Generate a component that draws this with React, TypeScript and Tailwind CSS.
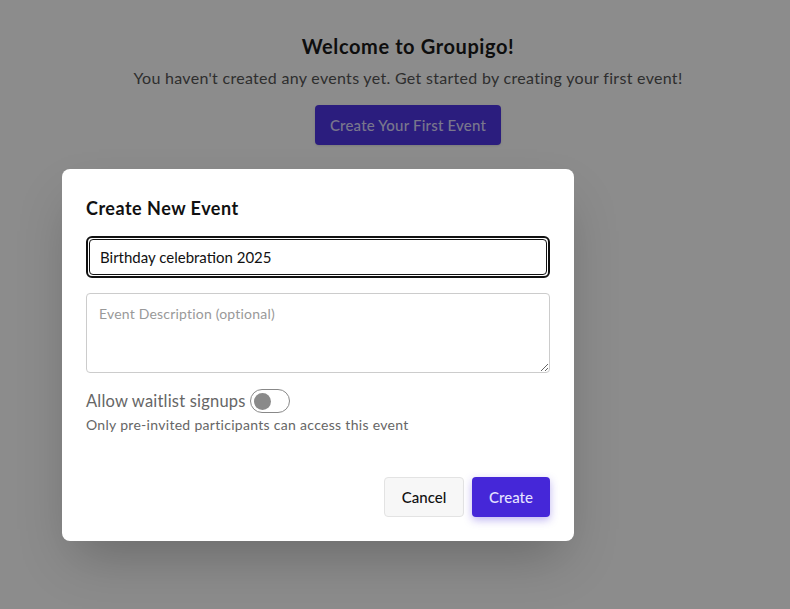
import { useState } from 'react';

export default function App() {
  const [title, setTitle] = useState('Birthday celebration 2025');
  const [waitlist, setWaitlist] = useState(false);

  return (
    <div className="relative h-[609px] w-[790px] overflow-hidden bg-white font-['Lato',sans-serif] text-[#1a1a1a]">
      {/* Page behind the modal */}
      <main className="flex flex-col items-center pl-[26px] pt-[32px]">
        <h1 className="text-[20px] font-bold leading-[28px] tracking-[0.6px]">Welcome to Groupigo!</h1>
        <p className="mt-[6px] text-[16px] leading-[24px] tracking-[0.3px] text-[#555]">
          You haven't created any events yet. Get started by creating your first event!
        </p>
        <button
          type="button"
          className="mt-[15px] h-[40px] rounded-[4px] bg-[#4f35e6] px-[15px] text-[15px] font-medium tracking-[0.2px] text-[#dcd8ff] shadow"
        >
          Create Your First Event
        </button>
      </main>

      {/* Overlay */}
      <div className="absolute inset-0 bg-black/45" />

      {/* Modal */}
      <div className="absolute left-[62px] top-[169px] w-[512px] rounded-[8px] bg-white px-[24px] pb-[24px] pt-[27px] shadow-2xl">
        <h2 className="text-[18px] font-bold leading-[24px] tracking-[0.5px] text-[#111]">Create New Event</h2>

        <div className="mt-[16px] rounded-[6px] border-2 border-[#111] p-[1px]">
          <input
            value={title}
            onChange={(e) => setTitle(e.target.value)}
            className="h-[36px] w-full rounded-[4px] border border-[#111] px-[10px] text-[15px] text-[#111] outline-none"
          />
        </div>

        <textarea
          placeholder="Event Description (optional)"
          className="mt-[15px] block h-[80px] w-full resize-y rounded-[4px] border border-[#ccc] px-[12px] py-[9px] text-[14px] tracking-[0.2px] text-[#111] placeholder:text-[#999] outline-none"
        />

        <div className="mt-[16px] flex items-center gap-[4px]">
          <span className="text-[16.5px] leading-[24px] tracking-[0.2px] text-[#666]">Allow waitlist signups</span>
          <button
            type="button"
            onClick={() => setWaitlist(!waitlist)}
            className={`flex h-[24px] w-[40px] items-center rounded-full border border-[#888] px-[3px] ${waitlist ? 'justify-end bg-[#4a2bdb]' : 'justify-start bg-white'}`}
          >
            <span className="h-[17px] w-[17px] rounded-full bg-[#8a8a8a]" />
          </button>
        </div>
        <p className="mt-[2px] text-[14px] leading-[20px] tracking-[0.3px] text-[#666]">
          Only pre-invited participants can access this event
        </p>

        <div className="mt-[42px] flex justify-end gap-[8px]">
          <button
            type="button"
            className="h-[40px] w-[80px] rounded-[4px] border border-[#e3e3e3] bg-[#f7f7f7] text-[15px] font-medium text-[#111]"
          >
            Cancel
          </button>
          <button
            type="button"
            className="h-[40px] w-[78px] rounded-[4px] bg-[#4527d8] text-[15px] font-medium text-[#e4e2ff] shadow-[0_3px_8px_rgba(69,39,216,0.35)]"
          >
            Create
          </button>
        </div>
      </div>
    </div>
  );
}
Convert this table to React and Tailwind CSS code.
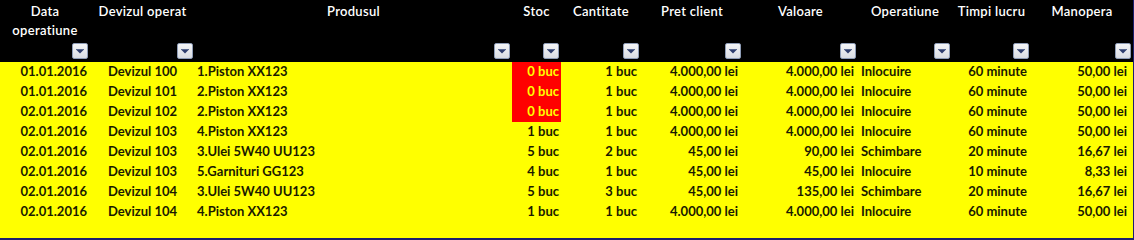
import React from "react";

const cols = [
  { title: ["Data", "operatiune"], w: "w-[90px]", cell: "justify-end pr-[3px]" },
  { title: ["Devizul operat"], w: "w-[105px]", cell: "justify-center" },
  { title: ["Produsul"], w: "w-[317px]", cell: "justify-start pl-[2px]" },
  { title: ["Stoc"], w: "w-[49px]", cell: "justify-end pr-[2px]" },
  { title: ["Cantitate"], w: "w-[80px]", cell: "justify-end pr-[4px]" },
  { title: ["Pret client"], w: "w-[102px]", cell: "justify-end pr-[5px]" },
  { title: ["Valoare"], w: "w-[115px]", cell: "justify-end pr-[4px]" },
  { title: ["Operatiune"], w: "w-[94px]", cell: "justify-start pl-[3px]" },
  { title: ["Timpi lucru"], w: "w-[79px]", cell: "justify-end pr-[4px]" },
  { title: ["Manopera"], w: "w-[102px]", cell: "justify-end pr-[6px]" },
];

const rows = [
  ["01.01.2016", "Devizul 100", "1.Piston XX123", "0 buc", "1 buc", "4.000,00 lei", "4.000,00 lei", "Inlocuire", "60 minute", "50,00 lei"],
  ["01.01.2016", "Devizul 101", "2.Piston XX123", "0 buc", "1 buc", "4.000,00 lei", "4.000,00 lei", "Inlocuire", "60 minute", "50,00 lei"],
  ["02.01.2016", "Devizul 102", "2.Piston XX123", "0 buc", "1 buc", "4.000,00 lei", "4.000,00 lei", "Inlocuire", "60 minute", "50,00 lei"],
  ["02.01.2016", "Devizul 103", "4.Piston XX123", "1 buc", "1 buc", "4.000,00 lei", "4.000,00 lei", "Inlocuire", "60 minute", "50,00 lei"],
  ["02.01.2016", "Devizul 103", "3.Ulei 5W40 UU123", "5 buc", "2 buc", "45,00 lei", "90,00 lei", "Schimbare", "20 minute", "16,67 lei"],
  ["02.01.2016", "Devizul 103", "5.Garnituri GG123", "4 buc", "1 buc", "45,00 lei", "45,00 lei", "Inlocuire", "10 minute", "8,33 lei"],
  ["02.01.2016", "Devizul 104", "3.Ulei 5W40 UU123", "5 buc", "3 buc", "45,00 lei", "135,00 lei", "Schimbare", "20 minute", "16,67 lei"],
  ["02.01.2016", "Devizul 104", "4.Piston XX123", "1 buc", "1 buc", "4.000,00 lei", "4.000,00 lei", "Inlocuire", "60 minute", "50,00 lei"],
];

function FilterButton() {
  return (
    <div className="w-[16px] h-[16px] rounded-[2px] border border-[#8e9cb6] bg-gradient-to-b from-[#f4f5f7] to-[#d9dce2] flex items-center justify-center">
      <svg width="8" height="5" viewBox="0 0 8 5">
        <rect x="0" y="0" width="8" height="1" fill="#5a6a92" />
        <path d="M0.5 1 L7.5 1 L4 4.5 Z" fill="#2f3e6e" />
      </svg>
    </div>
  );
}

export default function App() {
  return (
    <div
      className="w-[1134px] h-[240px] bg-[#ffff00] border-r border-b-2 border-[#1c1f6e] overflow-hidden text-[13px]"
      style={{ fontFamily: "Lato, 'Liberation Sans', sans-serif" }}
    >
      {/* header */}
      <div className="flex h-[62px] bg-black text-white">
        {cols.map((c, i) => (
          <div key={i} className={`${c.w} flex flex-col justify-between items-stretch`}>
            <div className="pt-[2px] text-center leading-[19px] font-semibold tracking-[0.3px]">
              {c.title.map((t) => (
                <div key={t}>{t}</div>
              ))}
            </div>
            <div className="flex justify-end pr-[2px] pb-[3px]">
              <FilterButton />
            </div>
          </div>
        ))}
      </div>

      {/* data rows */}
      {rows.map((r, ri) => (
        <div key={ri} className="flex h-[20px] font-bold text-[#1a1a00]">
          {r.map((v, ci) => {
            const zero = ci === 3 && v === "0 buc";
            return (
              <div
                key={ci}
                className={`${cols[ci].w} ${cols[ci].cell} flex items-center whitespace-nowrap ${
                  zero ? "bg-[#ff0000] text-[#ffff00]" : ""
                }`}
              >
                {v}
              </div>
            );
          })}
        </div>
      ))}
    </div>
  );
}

--------------------------------------------------

- _The task_
Write down exactly what the lines above say, from the line holding "Convert this table" through the line holding "import React from", and nothing more. Do not copy the pictures.

- _Completed task_
Convert this table to React and Tailwind CSS code.
import React from "react";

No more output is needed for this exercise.